Fog Shelves
Glass shelves in the living room — ultrasonic misters on a Raspberry-Pi-driven hysteresis RH loop (~80 %), switched via Tapo P100 plugs, BME280 + SHT35 sensors.
Not every plant needs a 1.5 m climate-controlled cabinet. Several species in the collection live on a set of open glass shelves in the living room. Each shelf has an ultrasonic mister with a reservoir, plugged into a Tapo P100 smart plug; a second Raspberry Pi polls a Bosch BME280 and an SHT35 on the shelf and toggles the plug on a hysteresis loop around ~80 % RH. No chiller, no PID, no Grafana — but not a dumb timer either.
The room handles temperature passively (18–24 °C year-round, Genoese Mediterranean climate); ambient daylight plus a plain full-spectrum LED strip provides the photoperiod.
The contrast with the highland cabinet is the point: these are the plants whose preference envelope sits inside a Genoese living room if you add water vapour and leave temperature alone. Less engineering than the cabinet, more than a wet tray on the windowsill.
What’s on the shelves
A rotating lineup. Plants that outgrow their spot or start wanting cooler nights migrate upstairs into the highland cabinet; newcomers that don’t need cloud-forest temperatures land here first and stay if they thrive.
| Shelf resident | Source | Why it’s here rather than in the cabinet |
|---|---|---|
| Vanda coerulescens | Celandroni Orchidee | Warm-intermediate vandaceous — tolerates room temperatures. |
| Neostylis Lou Sneary (N. falcata × Rhynchostylis coelestis var. coerulea) | Celandroni Orchidee | Hybrid inherits the warmer tolerance of Rhynchostylis. |
| Darwinara Charm ‘Blue Moon’ (Neofinetia × Vanda × Rhynchostylis × Ascocentrum) | Claessen Orchids & Plants | Blue-violet flowers; the blue pigmentation tracks with cooler nights specifically, which the mister-fog microclimate provides without actual chilling. |
| Mexican Pinguicula (agnata, ehlersiae, esseriana, gypsicola × moctezumae, rotundiflora, rectifolia, Marciano, Apasionada, Red Starfish etc.) | Un Angolo di Deserto · Giardino Carnivoro | Mexican pings want bright light + dry roots + high humidity during the rainy season; the fog gives them humidity without soaking. |
| Cephalotus follicularis + f. ‘Hummer’s Giant’ | Giardino Carnivoro · David Maccioni | Hates the highland night minimum (13 °C) and the still air; prefers a drier, brighter, more ventilated spot. |
| Phalaenopsis species — finleyi, lowii, gibbosa, wilsonii, parishii | Celandroni Orchidee | Warm-growing botanical Phalaenopsis, miniature in habit. Happier in intermediate conditions than in the cloud forest. |
| Angraecum didieri | Growlist | Madagascan miniature; intermediate-warm, intolerant of the highland night drop. |
| Bulbophyllum makoyanum | Gift | Southeast-Asian lowland to mid-elevation; the cabinet is too cool overnight for it. |
The hardware
- Ultrasonic mister: generic 24 V piezoelectric disc with a refillable reservoir, switched by a Tapo P100 smart plug. Replace the disc every ~18 months; cartridges are cheap and the unit itself is cheaper.

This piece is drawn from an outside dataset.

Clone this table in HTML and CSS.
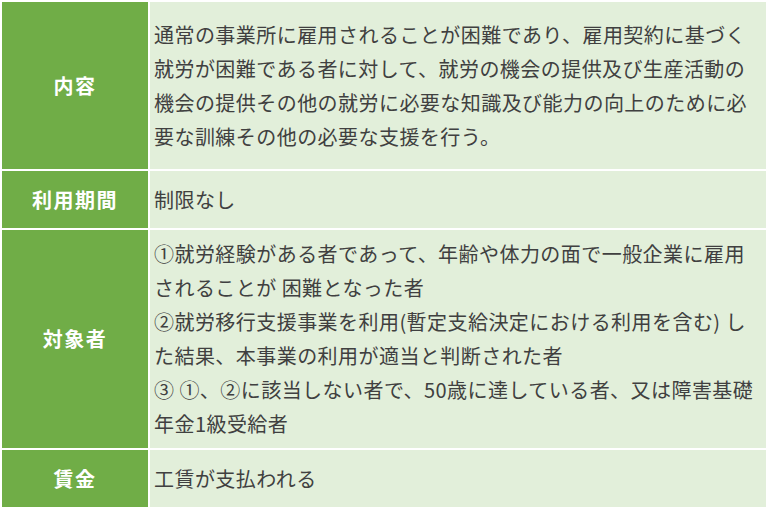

- Sensors: a Bosch BME280 and an SHT35 colocated on the shelf. Two sensors for redundancy and a sanity cross-check — RH sensors drift, and getting the setpoint wrong by 10 % is the difference between “happy plants” and “mould”.
- Controller: a second Raspberry Pi (not the highland one) runs a small Python loop — reads the two sensors, averages, and toggles the Tapo plug via the PyP100 library to hold RH around 80 % on hysteresis. No InfluxDB, no dashboard, no Node-RED; a setpoint, a dead-band, and a log file.
- Light: a plain full-spectrum LED strip along the top of each shelf, on a wall socket with a dumb daily timer (no dawn ramps, no PID, no Node-RED).
- Everything else: room air, room temperature, windowsill light where applicable.
The whole setup costs a fraction of the highland cabinet. That’s also the mental model: the cabinet is where you invest full-stack engineering when the species demands it; the fog shelves are where you invest just enough when the species lets you.
Why this counts as an “invention”
Strictly, it doesn’t. It’s a reminder: the impressive-looking solution is the wrong default. Most of the plants that end up in the highland cabinet don’t actually need the highland cabinet. The shelves document the ones that don’t.